* _To be done_:
Would you pull out every line of the material that contains the string "this"?

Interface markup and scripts
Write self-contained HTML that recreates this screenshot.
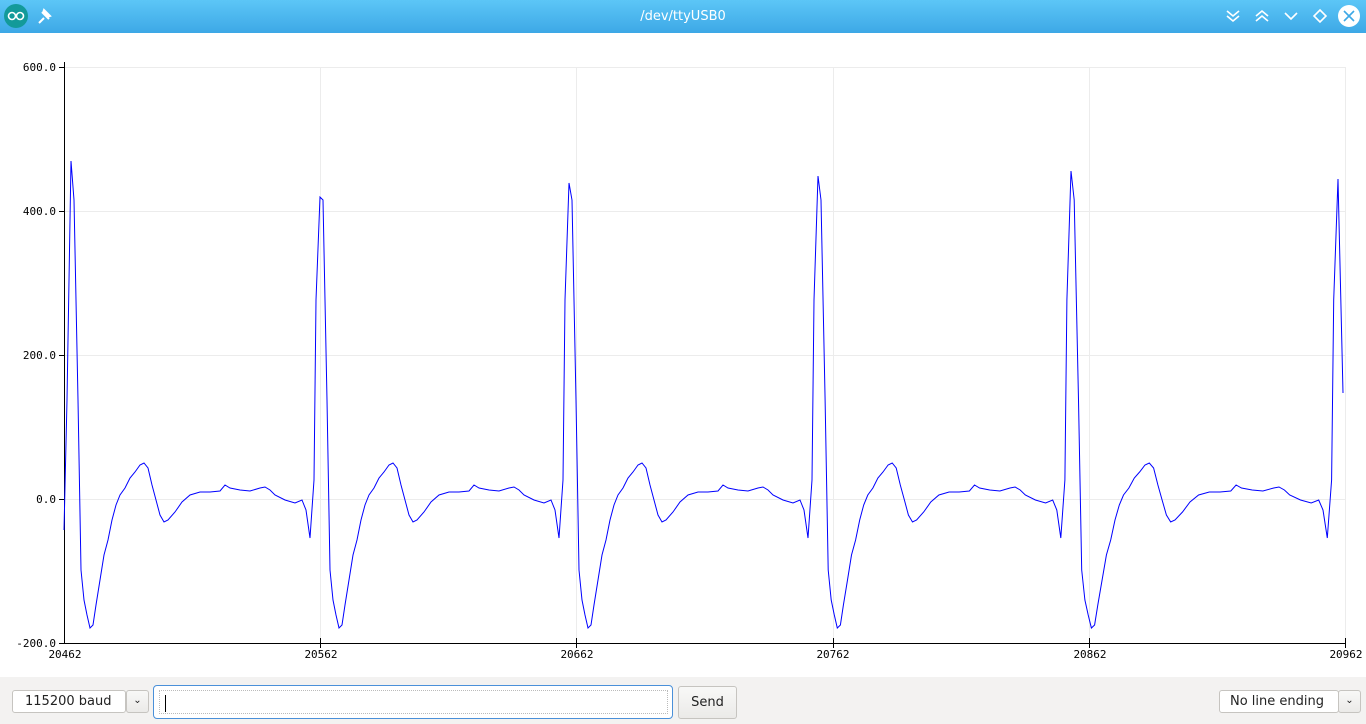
<!DOCTYPE html>
<html><head><meta charset="utf-8"><style>
body{margin:0;width:1366px;height:724px;overflow:hidden;background:#fff;font-family:"DejaVu Sans","Liberation Sans",sans-serif;position:relative}
.tb{position:absolute;left:0;top:0;width:1366px;height:33px;background:linear-gradient(#5cc6f7,#3da8e6)}
.title{position:absolute;top:9px;width:1366px;text-align:center;color:#fff;font-size:13px}
.bb{position:absolute;left:0;top:677px;width:1366px;height:47px;background:#f3f2f1}
.box{position:absolute;box-sizing:border-box;border:1px solid #c6c4c0;border-radius:3px;background:#fff;font-size:13px;color:#222}
.btn{background:linear-gradient(#f8f8f7,#ebeae8)}
</style></head><body>
<div class="tb">
<svg width="1366" height="33" style="position:absolute;left:0;top:0">
<circle cx="16" cy="16" r="12" fill="#139a9a"/>
<circle cx="12" cy="16" r="3.5" fill="none" stroke="#fff" stroke-width="1.6"/><circle cx="20" cy="16" r="3.5" fill="none" stroke="#fff" stroke-width="1.6"/>
<path d="M39 23l5-5M42 12l7 7M44 10l6 6-3 1-4-4z" stroke="#fff" stroke-width="2" fill="#fff"/>
<g stroke="#fff" stroke-width="1.6" fill="none">
<path d="M1227 11l6 5 6-5M1227 16l6 5 6-5"/>
<path d="M1256 16l6-5 6 5M1256 21l6-5 6 5"/>
<path d="M1285 13l6 6 6-6"/>
<path d="M1320 10l6 6-6 6-6-6z"/>
</g>
<circle cx="1349" cy="16" r="11" fill="#fff"/>
<path d="M1344 11l10 10M1354 11l-10 10" stroke="#3da8e6" stroke-width="1.6"/>
</svg>
<div class="title">/dev/ttyUSB0</div>
</div>
<svg id="c" width="1366" height="677" style="position:absolute;left:0;top:0;font-family:'DejaVu Sans Mono','Liberation Mono',monospace;font-size:11px">
<g stroke="#ececec" stroke-width="1">
<line x1="64" y1="67.5" x2="1346" y2="67.5"/><line x1="64" y1="211.5" x2="1346" y2="211.5"/><line x1="64" y1="355.5" x2="1346" y2="355.5"/><line x1="64" y1="499.5" x2="1346" y2="499.5"/>
<line x1="320.5" y1="67" x2="320.5" y2="643"/><line x1="576.5" y1="67" x2="576.5" y2="643"/><line x1="833.5" y1="67" x2="833.5" y2="643"/><line x1="1089.5" y1="67" x2="1089.5" y2="643"/><line x1="1345.5" y1="67" x2="1345.5" y2="643"/>
</g>
<g stroke="#000" stroke-width="1">
<line x1="64.5" y1="62" x2="64.5" y2="643"/><line x1="64" y1="643.5" x2="1346" y2="643.5"/>
<line x1="59" y1="67.5" x2="64" y2="67.5"/><line x1="59" y1="211.5" x2="64" y2="211.5"/><line x1="59" y1="355.5" x2="64" y2="355.5"/><line x1="59" y1="499.5" x2="64" y2="499.5"/><line x1="59" y1="643.5" x2="64" y2="643.5"/>
<line x1="320.5" y1="638" x2="320.5" y2="648"/><line x1="576.5" y1="638" x2="576.5" y2="648"/><line x1="833.5" y1="638" x2="833.5" y2="648"/><line x1="1089.5" y1="638" x2="1089.5" y2="648"/><line x1="1345.5" y1="638" x2="1345.5" y2="648"/>
</g>
<g fill="#000" text-anchor="end">
<text x="56" y="71">600.0</text><text x="56" y="215">400.0</text><text x="56" y="359">200.0</text><text x="56" y="503">0.0</text><text x="56" y="647">-200.0</text>
</g>
<g fill="#000" text-anchor="middle">
<text x="65" y="658">20462</text><text x="321" y="658">20562</text><text x="577" y="658">20662</text><text x="833" y="658">20762</text><text x="1090" y="658">20862</text><text x="1346" y="658">20962</text>
</g>
<polyline id="w" fill="none" stroke="#0000ff" stroke-width="1"/>
</svg>
<script>
var t=[[3,200],[7,400],[10,570],[13,600],[16,615],[19,628],[22,625],[25,605],[29,580],[33,555],[37,540],[41,520],[45,505],[49,495],[54,488],[59,478],[64,472],[69,465],[73,463],[77,468],[81,485],[85,500],[89,515],[93,522],[97,520],[104,512],[111,502],[119,495],[129,492],[139,492],[149,491],[154,485],[159,488],[169,490],[179,491],[189,488],[194,487],[199,490],[204,495],[214,500],[224,503],[231,500],[235,510],[239,538],[243,480],[245,300]];
var peaks=[[71,161],[320,197],[569,183],[818,176],[1071,171]];
var p="64,530 67,400 ";
peaks.forEach(function(k,i){var P=k[0];p+=P+","+k[1]+" ";var nx=i<4?peaks[i+1][0]:1338;var s=(nx-P)/249;t.forEach(function(q){p+=(P+q[0]*s).toFixed(1)+","+q[1]+" ";});});
p+="1338,179 1343,393";
document.getElementById('w').setAttribute('points',p);
</script>
<div class="bb">
<div class="box" style="left:12px;top:13px;width:114px;height:23px;padding:3px 0 0 12px">115200 baud</div>
<div class="box btn" style="left:126px;top:13px;width:23px;height:23px;text-align:center;font-size:10px;padding-top:4px">&#8964;</div>
<div class="box" style="left:153px;top:8px;width:520px;height:34px;border:1px solid #4a90d9;border-radius:4px"><div style="position:absolute;left:5px;top:4px;right:4px;bottom:4px;border:1px dotted #bbb"><div style="position:absolute;left:5px;top:4px;width:1px;height:17px;background:#000"></div></div></div>
<div class="box btn" style="left:678px;top:9px;width:59px;height:33px;text-align:center;padding-top:8px">Send</div>
<div class="box" style="left:1219px;top:13px;width:120px;height:23px;padding:3px 0 0 10px">No line ending</div>
<div class="box btn" style="left:1338px;top:13px;width:23px;height:23px;text-align:center;font-size:10px;padding-top:4px">&#8964;</div>
</div>
</body></html>
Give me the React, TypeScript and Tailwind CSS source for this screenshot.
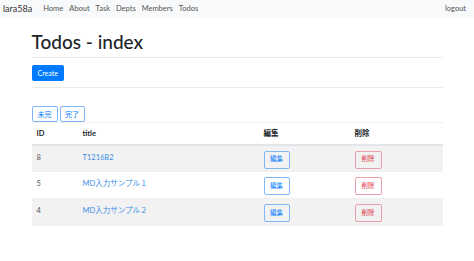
const FONT = "font-['Lato','Noto_Sans_CJK_JP',sans-serif]";

const navLinks = ['Home', 'About', 'Task', 'Depts', 'Members', 'Todos'];

const todos = [
  { id: 8, title: 'T1216B2' },
  { id: 5, title: 'MD入力サンプル１' },
  { id: 4, title: 'MD入力サンプル２' },
];

function Navbar() {
  return (
    <nav className="flex h-[18px] items-center bg-[#f8f9fa] pl-[3px] pr-[8px]">
      <span className="mr-[11px] text-[9px] text-[#333]">lara58a</span>
      <ul className="flex gap-[6px] text-[7.5px] text-[#555]">
        {navLinks.map((l) => (
          <li key={l}>{l}</li>
        ))}
      </ul>
      <span className="ml-auto text-[7.5px] text-[#555]">logout</span>
    </nav>
  );
}

export default function App() {
  return (
    <div className={`${FONT} min-h-[261px] bg-white text-[#212529]`}>
      <Navbar />
      <main className="mx-auto w-[411px] pt-[12px]">
        <h1 className="text-[19px] font-medium leading-[24px]">Todos - index</h1>
        <hr className="mt-[3px] border-[#e9ecef]" />
        <div className="flex pt-[7px] pb-[6px]">
          <button className="h-[16px] rounded-[2px] bg-[#007bff] px-[6px] text-[7px] leading-none text-white">
            Create
          </button>
        </div>
        <hr className="border-[#e9ecef]" />
        <div className="mt-[18px] flex gap-[2px]">
          <button className="h-[16px] w-[26px] rounded-[2px] border border-[#7fb6f5] text-[7px] leading-none text-[#007bff]">
            未完
          </button>
          <button className="h-[16px] w-[25px] rounded-[2px] border border-[#7fb6f5] text-[7px] leading-none text-[#007bff]">
            完了
          </button>
        </div>
        <table className="w-full table-fixed border-collapse text-[7.5px]">
          <colgroup>
            <col className="w-[46px]" />
            <col className="w-[181px]" />
            <col className="w-[91px]" />
            <col />
          </colgroup>
          <thead>
            <tr className="h-[22px] border-t border-b-2 border-t-[#eef0f2] border-b-[#e3e6e9] text-left">
              <th className="px-[5px] font-bold">ID</th>
              <th className="px-[5px] font-bold">title</th>
              <th className="px-[5px] font-bold">編集</th>
              <th className="px-[5px] font-bold">削除</th>
            </tr>
          </thead>
          <tbody>
            {todos.map((t, i) => (
              <tr
                key={t.id}
                className={`h-[27px] border-b border-[#eef0f2] ${i % 2 === 0 ? 'bg-[#f2f2f2]' : 'bg-white'}`}
              >
                <td className="px-[5px] pt-[6px] align-top text-[#555]">{t.id}</td>
                <td className="px-[5px] pt-[6px] align-top text-[#3a8ee6]">{t.title}</td>
                <td className="px-[5px] pt-[5px] align-top">
                  <button className="h-[18px] w-[26px] rounded-[2px] border border-[#7fb6f5] text-[6.5px] leading-none text-[#007bff]">
                    編集
                  </button>
                </td>
                <td className="px-[5px] pt-[5px] align-top">
                  <button className="h-[18px] w-[27px] rounded-[2px] border border-[#e8a0a8] text-[6.5px] leading-none text-[#dc3545]">
                    削除
                  </button>
                </td>
              </tr>
            ))}
          </tbody>
        </table>
      </main>
    </div>
  );
}
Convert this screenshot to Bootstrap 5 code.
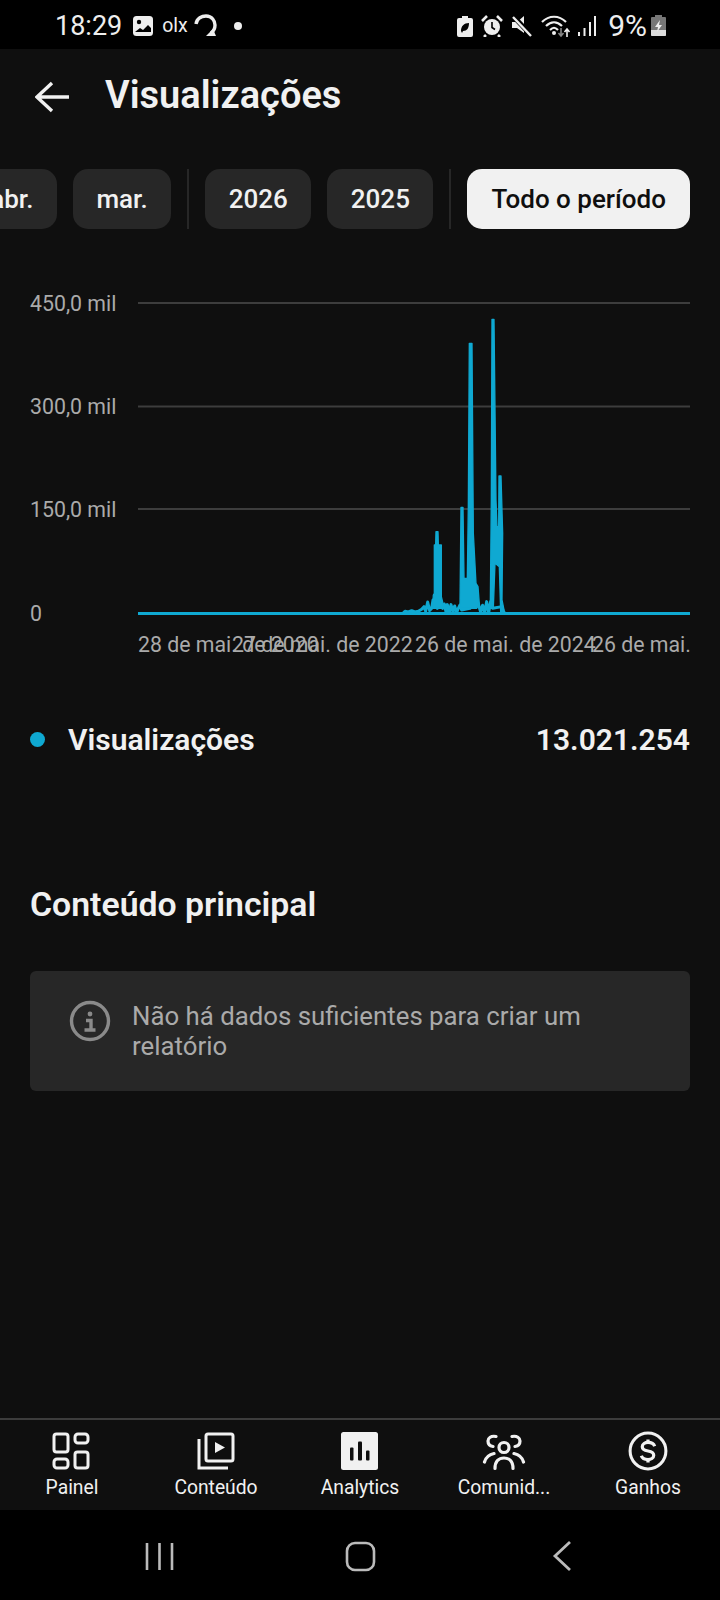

* _Exercise solution_:
Write self-contained HTML that recreates this screenshot.
Give me the React, TypeScript and Tailwind CSS source for this screenshot.
Convert this screenshot to Bootstrap 5 code.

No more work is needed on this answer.